━━ Given information ━━

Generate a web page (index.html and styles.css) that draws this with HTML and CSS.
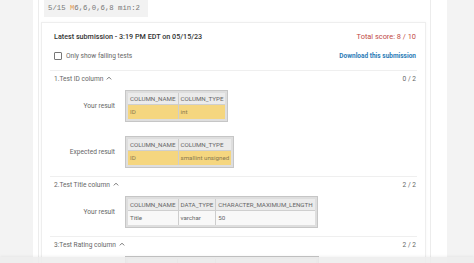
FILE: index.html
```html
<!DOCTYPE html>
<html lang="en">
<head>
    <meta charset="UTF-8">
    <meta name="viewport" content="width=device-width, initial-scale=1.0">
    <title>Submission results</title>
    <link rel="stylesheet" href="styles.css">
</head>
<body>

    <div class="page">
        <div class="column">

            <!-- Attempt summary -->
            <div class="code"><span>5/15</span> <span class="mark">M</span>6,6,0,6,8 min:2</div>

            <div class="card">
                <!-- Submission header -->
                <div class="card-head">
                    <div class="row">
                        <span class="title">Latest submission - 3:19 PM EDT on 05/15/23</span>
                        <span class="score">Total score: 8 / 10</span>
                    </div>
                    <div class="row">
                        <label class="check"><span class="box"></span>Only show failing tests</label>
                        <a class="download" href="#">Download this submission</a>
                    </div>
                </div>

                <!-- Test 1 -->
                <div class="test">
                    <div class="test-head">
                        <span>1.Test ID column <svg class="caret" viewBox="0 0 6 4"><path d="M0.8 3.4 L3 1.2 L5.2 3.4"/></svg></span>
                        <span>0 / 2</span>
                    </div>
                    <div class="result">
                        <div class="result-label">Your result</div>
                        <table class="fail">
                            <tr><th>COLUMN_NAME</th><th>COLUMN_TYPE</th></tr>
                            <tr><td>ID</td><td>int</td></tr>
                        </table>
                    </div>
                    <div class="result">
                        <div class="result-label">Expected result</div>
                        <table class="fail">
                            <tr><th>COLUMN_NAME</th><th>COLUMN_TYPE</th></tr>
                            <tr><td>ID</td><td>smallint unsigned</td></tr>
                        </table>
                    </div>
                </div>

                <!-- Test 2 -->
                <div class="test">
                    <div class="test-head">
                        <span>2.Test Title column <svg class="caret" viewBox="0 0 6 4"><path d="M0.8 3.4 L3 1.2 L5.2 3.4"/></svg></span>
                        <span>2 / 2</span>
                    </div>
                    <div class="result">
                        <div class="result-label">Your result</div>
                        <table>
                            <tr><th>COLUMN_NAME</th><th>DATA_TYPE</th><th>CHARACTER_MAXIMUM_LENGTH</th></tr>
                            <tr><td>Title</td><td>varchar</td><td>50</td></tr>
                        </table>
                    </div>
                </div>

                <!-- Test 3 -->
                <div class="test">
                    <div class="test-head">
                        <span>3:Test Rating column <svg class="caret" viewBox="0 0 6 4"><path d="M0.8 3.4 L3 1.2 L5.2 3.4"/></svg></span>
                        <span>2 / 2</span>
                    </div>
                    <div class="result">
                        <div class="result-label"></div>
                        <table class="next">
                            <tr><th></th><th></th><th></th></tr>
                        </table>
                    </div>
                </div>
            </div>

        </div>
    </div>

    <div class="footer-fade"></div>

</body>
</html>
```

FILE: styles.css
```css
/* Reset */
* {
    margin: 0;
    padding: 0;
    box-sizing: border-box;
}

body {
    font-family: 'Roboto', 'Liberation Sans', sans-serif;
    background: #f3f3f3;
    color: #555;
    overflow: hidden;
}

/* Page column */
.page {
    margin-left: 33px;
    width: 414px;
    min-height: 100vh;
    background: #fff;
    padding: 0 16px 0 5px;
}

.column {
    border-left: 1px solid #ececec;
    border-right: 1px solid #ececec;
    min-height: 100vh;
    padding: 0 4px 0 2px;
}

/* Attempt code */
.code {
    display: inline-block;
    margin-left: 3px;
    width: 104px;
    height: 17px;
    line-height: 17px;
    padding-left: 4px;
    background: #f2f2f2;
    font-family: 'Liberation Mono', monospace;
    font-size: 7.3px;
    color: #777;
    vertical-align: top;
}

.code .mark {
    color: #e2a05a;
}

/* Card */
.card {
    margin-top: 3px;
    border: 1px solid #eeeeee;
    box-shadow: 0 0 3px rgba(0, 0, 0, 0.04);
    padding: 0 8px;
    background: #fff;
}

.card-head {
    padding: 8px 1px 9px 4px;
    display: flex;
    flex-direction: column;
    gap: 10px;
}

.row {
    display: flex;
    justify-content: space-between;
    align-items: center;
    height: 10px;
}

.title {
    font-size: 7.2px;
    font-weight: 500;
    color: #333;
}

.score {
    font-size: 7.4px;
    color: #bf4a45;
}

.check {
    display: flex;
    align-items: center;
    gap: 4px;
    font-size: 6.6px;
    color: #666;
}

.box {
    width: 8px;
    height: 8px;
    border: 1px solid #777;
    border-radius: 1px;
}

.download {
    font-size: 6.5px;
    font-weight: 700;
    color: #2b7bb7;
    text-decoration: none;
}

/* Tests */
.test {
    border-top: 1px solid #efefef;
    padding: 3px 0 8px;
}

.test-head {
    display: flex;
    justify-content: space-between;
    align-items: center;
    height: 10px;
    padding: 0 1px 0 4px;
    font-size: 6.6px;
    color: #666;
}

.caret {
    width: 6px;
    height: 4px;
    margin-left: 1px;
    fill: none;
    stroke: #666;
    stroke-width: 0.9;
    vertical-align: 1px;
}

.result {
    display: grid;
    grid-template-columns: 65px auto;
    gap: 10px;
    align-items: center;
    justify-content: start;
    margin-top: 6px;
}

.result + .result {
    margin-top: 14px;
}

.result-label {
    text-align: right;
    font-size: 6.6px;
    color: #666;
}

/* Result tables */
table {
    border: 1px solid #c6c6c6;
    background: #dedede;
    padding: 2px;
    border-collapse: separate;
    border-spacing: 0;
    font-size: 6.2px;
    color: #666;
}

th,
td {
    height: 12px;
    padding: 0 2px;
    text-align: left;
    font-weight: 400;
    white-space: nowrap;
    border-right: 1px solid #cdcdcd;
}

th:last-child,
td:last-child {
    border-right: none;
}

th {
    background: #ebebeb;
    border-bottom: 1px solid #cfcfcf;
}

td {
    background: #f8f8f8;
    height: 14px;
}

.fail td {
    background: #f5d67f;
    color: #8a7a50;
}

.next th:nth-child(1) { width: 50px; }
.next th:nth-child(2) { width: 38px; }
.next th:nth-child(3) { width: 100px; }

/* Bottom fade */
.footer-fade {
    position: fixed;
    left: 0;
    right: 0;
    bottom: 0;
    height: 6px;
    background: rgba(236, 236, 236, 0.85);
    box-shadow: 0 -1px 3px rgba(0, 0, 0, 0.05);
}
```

━━━

Set task =
Transcribe the preceding listing in its entirety and with exact wording, leaving out pictures.

Solution to this problem =
Generate a web page (index.html and styles.css) that draws this with HTML and CSS.
FILE: index.html
```html
<!DOCTYPE html>
<html lang="en">
<head>
    <meta charset="UTF-8">
    <meta name="viewport" content="width=device-width, initial-scale=1.0">
    <title>Submission results</title>
    <link rel="stylesheet" href="styles.css">
</head>
<body>

    <div class="page">
        <div class="column">

            <!-- Attempt summary -->
            <div class="code"><span>5/15</span> <span class="mark">M</span>6,6,0,6,8 min:2</div>

            <div class="card">
                <!-- Submission header -->
                <div class="card-head">
                    <div class="row">
                        <span class="title">Latest submission - 3:19 PM EDT on 05/15/23</span>
                        <span class="score">Total score: 8 / 10</span>
                    </div>
                    <div class="row">
                        <label class="check"><span class="box"></span>Only show failing tests</label>
                        <a class="download" href="#">Download this submission</a>
                    </div>
                </div>

                <!-- Test 1 -->
                <div class="test">
                    <div class="test-head">
                        <span>1.Test ID column <svg class="caret" viewBox="0 0 6 4"><path d="M0.8 3.4 L3 1.2 L5.2 3.4"/></svg></span>
                        <span>0 / 2</span>
                    </div>
                    <div class="result">
                        <div class="result-label">Your result</div>
                        <table class="fail">
                            <tr><th>COLUMN_NAME</th><th>COLUMN_TYPE</th></tr>
                            <tr><td>ID</td><td>int</td></tr>
                        </table>
                    </div>
                    <div class="result">
                        <div class="result-label">Expected result</div>
                        <table class="fail">
                            <tr><th>COLUMN_NAME</th><th>COLUMN_TYPE</th></tr>
                            <tr><td>ID</td><td>smallint unsigned</td></tr>
                        </table>
                    </div>
                </div>

                <!-- Test 2 -->
                <div class="test">
                    <div class="test-head">
                        <span>2.Test Title column <svg class="caret" viewBox="0 0 6 4"><path d="M0.8 3.4 L3 1.2 L5.2 3.4"/></svg></span>
                        <span>2 / 2</span>
                    </div>
                    <div class="result">
                        <div class="result-label">Your result</div>
                        <table>
                            <tr><th>COLUMN_NAME</th><th>DATA_TYPE</th><th>CHARACTER_MAXIMUM_LENGTH</th></tr>
                            <tr><td>Title</td><td>varchar</td><td>50</td></tr>
                        </table>
                    </div>
                </div>

                <!-- Test 3 -->
                <div class="test">
                    <div class="test-head">
                        <span>3:Test Rating column <svg class="caret" viewBox="0 0 6 4"><path d="M0.8 3.4 L3 1.2 L5.2 3.4"/></svg></span>
                        <span>2 / 2</span>
                    </div>
                    <div class="result">
                        <div class="result-label"></div>
                        <table class="next">
                            <tr><th></th><th></th><th></th></tr>
                        </table>
                    </div>
                </div>
            </div>

        </div>
    </div>

    <div class="footer-fade"></div>

</body>
</html>
```

FILE: styles.css
```css
/* Reset */
* {
    margin: 0;
    padding: 0;
    box-sizing: border-box;
}

body {
    font-family: 'Roboto', 'Liberation Sans', sans-serif;
    background: #f3f3f3;
    color: #555;
    overflow: hidden;
}

/* Page column */
.page {
    margin-left: 33px;
    width: 414px;
    min-height: 100vh;
    background: #fff;
    padding: 0 16px 0 5px;
}

.column {
    border-left: 1px solid #ececec;
    border-right: 1px solid #ececec;
    min-height: 100vh;
    padding: 0 4px 0 2px;
}

/* Attempt code */
.code {
    display: inline-block;
    margin-left: 3px;
    width: 104px;
    height: 17px;
    line-height: 17px;
    padding-left: 4px;
    background: #f2f2f2;
    font-family: 'Liberation Mono', monospace;
    font-size: 7.3px;
    color: #777;
    vertical-align: top;
}

.code .mark {
    color: #e2a05a;
}

/* Card */
.card {
    margin-top: 3px;
    border: 1px solid #eeeeee;
    box-shadow: 0 0 3px rgba(0, 0, 0, 0.04);
    padding: 0 8px;
    background: #fff;
}

.card-head {
    padding: 8px 1px 9px 4px;
    display: flex;
    flex-direction: column;
    gap: 10px;
}

.row {
    display: flex;
    justify-content: space-between;
    align-items: center;
    height: 10px;
}

.title {
    font-size: 7.2px;
    font-weight: 500;
    color: #333;
}

.score {
    font-size: 7.4px;
    color: #bf4a45;
}

.check {
    display: flex;
    align-items: center;
    gap: 4px;
    font-size: 6.6px;
    color: #666;
}

.box {
    width: 8px;
    height: 8px;
    border: 1px solid #777;
    border-radius: 1px;
}

.download {
    font-size: 6.5px;
    font-weight: 700;
    color: #2b7bb7;
    text-decoration: none;
}

/* Tests */
.test {
    border-top: 1px solid #efefef;
    padding: 3px 0 8px;
}

.test-head {
    display: flex;
    justify-content: space-between;
    align-items: center;
    height: 10px;
    padding: 0 1px 0 4px;
    font-size: 6.6px;
    color: #666;
}

.caret {
    width: 6px;
    height: 4px;
    margin-left: 1px;
    fill: none;
    stroke: #666;
    stroke-width: 0.9;
    vertical-align: 1px;
}

.result {
    display: grid;
    grid-template-columns: 65px auto;
    gap: 10px;
    align-items: center;
    justify-content: start;
    margin-top: 6px;
}

.result + .result {
    margin-top: 14px;
}

.result-label {
    text-align: right;
    font-size: 6.6px;
    color: #666;
}

/* Result tables */
table {
    border: 1px solid #c6c6c6;
    background: #dedede;
    padding: 2px;
    border-collapse: separate;
    border-spacing: 0;
    font-size: 6.2px;
    color: #666;
}

th,
td {
    height: 12px;
    padding: 0 2px;
    text-align: left;
    font-weight: 400;
    white-space: nowrap;
    border-right: 1px solid #cdcdcd;
}

th:last-child,
td:last-child {
    border-right: none;
}

th {
    background: #ebebeb;
    border-bottom: 1px solid #cfcfcf;
}

td {
    background: #f8f8f8;
    height: 14px;
}

.fail td {
    background: #f5d67f;
    color: #8a7a50;
}

.next th:nth-child(1) { width: 50px; }
.next th:nth-child(2) { width: 38px; }
.next th:nth-child(3) { width: 100px; }

/* Bottom fade */
.footer-fade {
    position: fixed;
    left: 0;
    right: 0;
    bottom: 0;
    height: 6px;
    background: rgba(236, 236, 236, 0.85);
    box-shadow: 0 -1px 3px rgba(0, 0, 0, 0.05);
}
```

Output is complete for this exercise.